Isla denied the accusations.

“I have never spoken with the indigenous leaders,” Isla told Radio Programas radio. “It would be an honor for me, but (Brack) can’t credit me for something I didn’t do, he is mistaken or misinformed, or is acting in a tendentious manner.”

Brack fled the jungle town of Loreto by helicopter on Friday as angry protesters began to fill the building where the negotiations were taking place.

Peru’s Air Force acted rapidly, daily La Región reported, as rumours circulated that the indigenous peoples had planned to take Brack hostage.
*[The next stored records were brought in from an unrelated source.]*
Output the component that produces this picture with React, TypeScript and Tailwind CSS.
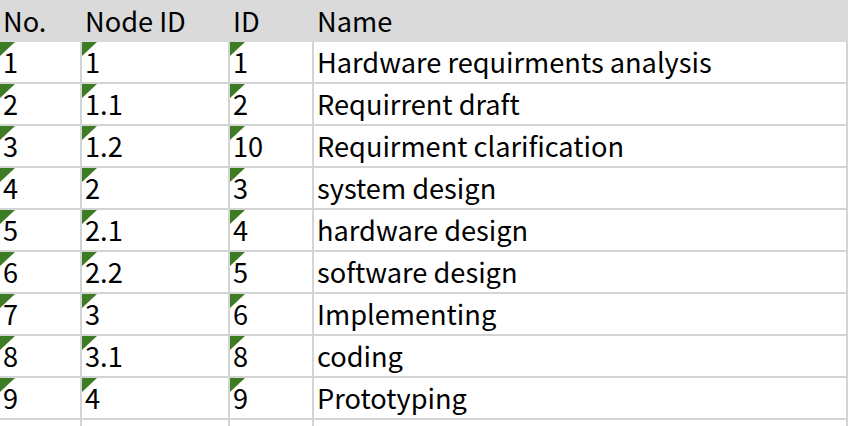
const rows = [
  ['1', '1', '1', 'Hardware requirments analysis'],
  ['2', '1.1', '2', 'Requirrent draft'],
  ['3', '1.2', '10', 'Requirment clarification'],
  ['4', '2', '3', 'system design'],
  ['5', '2.1', '4', 'hardware design'],
  ['6', '2.2', '5', 'software design'],
  ['7', '3', '6', 'Implementing'],
  ['8', '3.1', '8', 'coding'],
  ['9', '4', '9', 'Prototyping'],
];

const widths = ['w-[82px]', 'w-[148px]', 'w-[84px]', 'w-[534px]'];

function Cell({ text, width, flag }: { text: string; width: string; flag: boolean }) {
  return (
    <div className={`relative ${width} h-full flex items-center pl-[3px] border-r-2 border-[#d4d4d4] shrink-0`}>
      {flag && (
        <div className="absolute top-0 left-0 w-[15px] h-[14px] bg-[#3d7b24] [clip-path:polygon(0_0,100%_0,0_100%)]" />
      )}
      <span className="relative whitespace-nowrap">{text}</span>
    </div>
  );
}

export default function App() {
  return (
    <div
      className="w-[848px] h-[426px] overflow-hidden bg-white text-[27.2px] text-black leading-none"
      style={{ fontFamily: '"Noto Sans CJK SC", "Noto Sans", sans-serif' }}
    >
      {/* header */}
      <div className="flex h-[42px] bg-[#dadada]">
        {['No.', 'Node ID', 'ID', 'Name'].map((h, i) => (
          <div key={h} className={`${widths[i]} shrink-0 flex items-center pl-[3px]`}>
            {h}
          </div>
        ))}
      </div>

      {rows.map((r, ri) => (
        <div key={ri} className="flex h-[42px] border-b-2 border-[#d4d4d4]">
          {r.map((c, ci) => (
            <Cell key={ci} text={c} width={widths[ci]} flag={ci < 3} />
          ))}
        </div>
      ))}

      {/* partial next row */}
      <div className="flex h-[42px]">
        {widths.map((w, i) => (
          <div key={i} className={`${w} shrink-0 h-full border-r-2 border-[#d4d4d4]`} />
        ))}
      </div>
    </div>
  );
}
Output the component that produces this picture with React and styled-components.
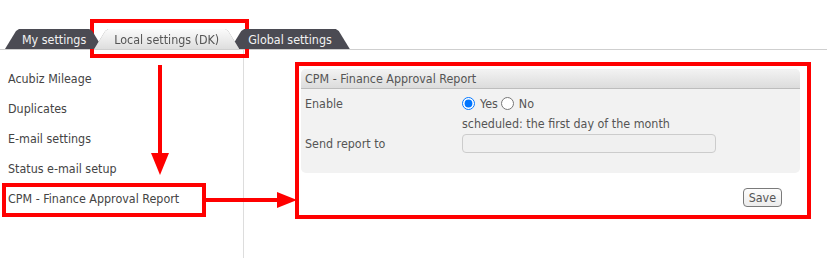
import React from "react";
import styled, { createGlobalStyle, css } from "styled-components";

const GlobalStyle = createGlobalStyle`
  body {
    margin: 0;
    background: #fff;
    font-family: "DejaVu Sans Condensed", "DejaVu Sans", Verdana, sans-serif;
    font-size: 12.4px;
    color: #444;
  }
`;

const Page = styled.div`
  position: relative;
  width: 827px;
  height: 258px;
  overflow: hidden;
`;

const TabStrip = styled.div`
  display: flex;
  padding: 29px 0 0 5px;
  border-bottom: 1px solid #cfcfcf;
`;

const Tab = styled.div`
  position: relative;
  height: 20px;
  line-height: 21px;
  padding: 0 ${(p) => p.$pad || 17}px;
  margin-left: -9px;
  color: #f2f2f2;
  white-space: nowrap;
  cursor: pointer;
  z-index: 1;

  &:first-child {
    margin-left: 0;
  }

  &::before {
    content: "";
    position: absolute;
    inset: 0;
    z-index: -1;
    background: #4b4b53;
    clip-path: polygon(0 100%, 11px 2px, 14px 0, calc(100% - 14px) 0, calc(100% - 11px) 2px, 100% 100%);
  }

  ${(p) =>
    p.$active &&
    css`
      z-index: 2;
      color: #555;
      filter: drop-shadow(0 0 0.6px #8a8a8a);
      &::before {
        background: linear-gradient(#fbfbfb, #dedede);
      }
    `}
`;

const Body = styled.div`
  display: grid;
  grid-template-columns: 244px 1fr;
  height: 208px;
`;

const Sidebar = styled.nav`
  border-right: 1px solid #dddddd;
  padding-top: 14px;
`;

const NavItem = styled.div`
  height: 30px;
  line-height: 30px;
  padding-left: 8px;
  color: #444;
  cursor: pointer;
`;

const Content = styled.div`
  padding: 19px 0 0 57px;
`;

const Panel = styled.div`
  width: 499px;
  background: #f2f2f2;
  border-radius: 5px;
  padding-bottom: 20px;
`;

const PanelHeader = styled.div`
  height: 19px;
  line-height: 20px;
  padding-left: 4px;
  border-bottom: 1px solid #bdbdbd;
  border-radius: 5px 5px 0 0;
  background: linear-gradient(#f3f3f3, #dcdcdc);
  color: #555;
`;

const PanelBody = styled.div`
  padding: 4px 0 0 4px;
`;

const Row = styled.div`
  display: grid;
  grid-template-columns: 157px 1fr;
  align-items: center;
  height: 20px;
  color: #555;
`;

const Options = styled.div`
  display: flex;
  align-items: center;
`;

const RadioLabel = styled.label`
  display: flex;
  align-items: center;
  gap: 5px;
  margin-right: 3px;
  color: #555;
`;

const Radio = styled.input`
  width: 13px;
  height: 13px;
  margin: 0;
`;

const TextField = styled.input`
  box-sizing: border-box;
  width: 254px;
  height: 19px;
  border: 1px solid #cccccc;
  border-radius: 4px;
  background: #f0f0f0;
`;

const Actions = styled.div`
  width: 499px;
  display: flex;
  justify-content: flex-end;
  padding-right: 18px;
  box-sizing: border-box;
  margin-top: 15px;
`;

const SaveButton = styled.button`
  height: 19px;
  padding: 0 5px;
  font-family: inherit;
  font-size: 12.4px;
  color: #555;
  background: linear-gradient(#fdfdfd, #ececec);
  border: 1px solid #7a7a7a;
  border-radius: 4px;
  line-height: 15px;
`;

const Overlay = styled.svg`
  position: absolute;
  top: 0;
  left: 0;
  pointer-events: none;
`;

const navItems = [
  "Acubiz Mileage",
  "Duplicates",
  "E-mail settings",
  "Status e-mail setup",
  "CPM - Finance Approval Report",
];

const Annotations = () => (
  <Overlay width="827" height="258" viewBox="0 0 827 258">
    <g fill="none" stroke="#ff0000" strokeWidth="4">
      <rect x="92" y="21" width="155" height="35" />
      <rect x="4" y="185" width="200" height="30" />
      <rect x="297" y="64" width="512" height="153" />
      <line x1="160" y1="65" x2="160" y2="155" />
      <line x1="206" y1="200" x2="279" y2="200" />
    </g>
    <g fill="#ff0000">
      <polygon points="151,153 169,153 160,175" />
      <polygon points="277,192 277,208 297,200" />
    </g>
  </Overlay>
);

const App = () => {
  return (
    <Page>
      <GlobalStyle />
      <TabStrip>
        <Tab>My settings</Tab>
        <Tab $active $pad={20}>Local settings (DK)</Tab>
        <Tab $pad={18}>Global settings</Tab>
      </TabStrip>
      <Body>
        <Sidebar>
          {navItems.map((item) => (
            <NavItem key={item}>{item}</NavItem>
          ))}
        </Sidebar>
        <Content>
          <Panel>
            <PanelHeader>CPM - Finance Approval Report</PanelHeader>
            <PanelBody>
              <Row>
                <span>Enable</span>
                <Options>
                  <RadioLabel>
                    <Radio type="radio" name="enable" defaultChecked />
                    Yes
                  </RadioLabel>
                  <RadioLabel>
                    <Radio type="radio" name="enable" />
                    No
                  </RadioLabel>
                </Options>
              </Row>
              <Row>
                <span />
                <span>scheduled: the first day of the month</span>
              </Row>
              <Row>
                <span>Send report to</span>
                <TextField type="text" />
              </Row>
            </PanelBody>
          </Panel>
          <Actions>
            <SaveButton>Save</SaveButton>
          </Actions>
        </Content>
      </Body>
      <Annotations />
    </Page>
  );
};

export default App;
The protest comes three months after the promulgation, without congressional approval, of Legislative Decree N°1015 last May, which simplified the process for private investors to obtain permission from indigenous communities to set up business. It overturns an earlier communal land rights law approved by Congress in 1995 that required the “consent by a two-thirds majority vote by all members of the community” for communal lands in Peru’s highlands and jungle.

Now, instead of requiring a vote representing 66 percent of the entire community, investors need only to persuade a simple majority of those in attendance at a community assembly, according to the decree published in the official gazette, El Peruano.

Although the decree’s title proclaims it as a stimulus measure for agricultural production and competitiveness, critics contend it opens a loophole for mining development and oil exploration in the high Andes and Amazon region.

Aidesep and the indigenous rights groups it represents also argued that the decree ignores United Nations Convention N°169 on Indigenous and Tribal Peoples in Independent Countries, to which Peru is a signatory.

According to the UN convention, governments must “consult the peoples concerned, through appropriate procedures and in particular through their representative institutions, whenever consideration is being given to legislative or administrative measures which may affect them directly.

The next round of negotiation, still to be headed by Brack, is to be held in Lima at a date currently unknown.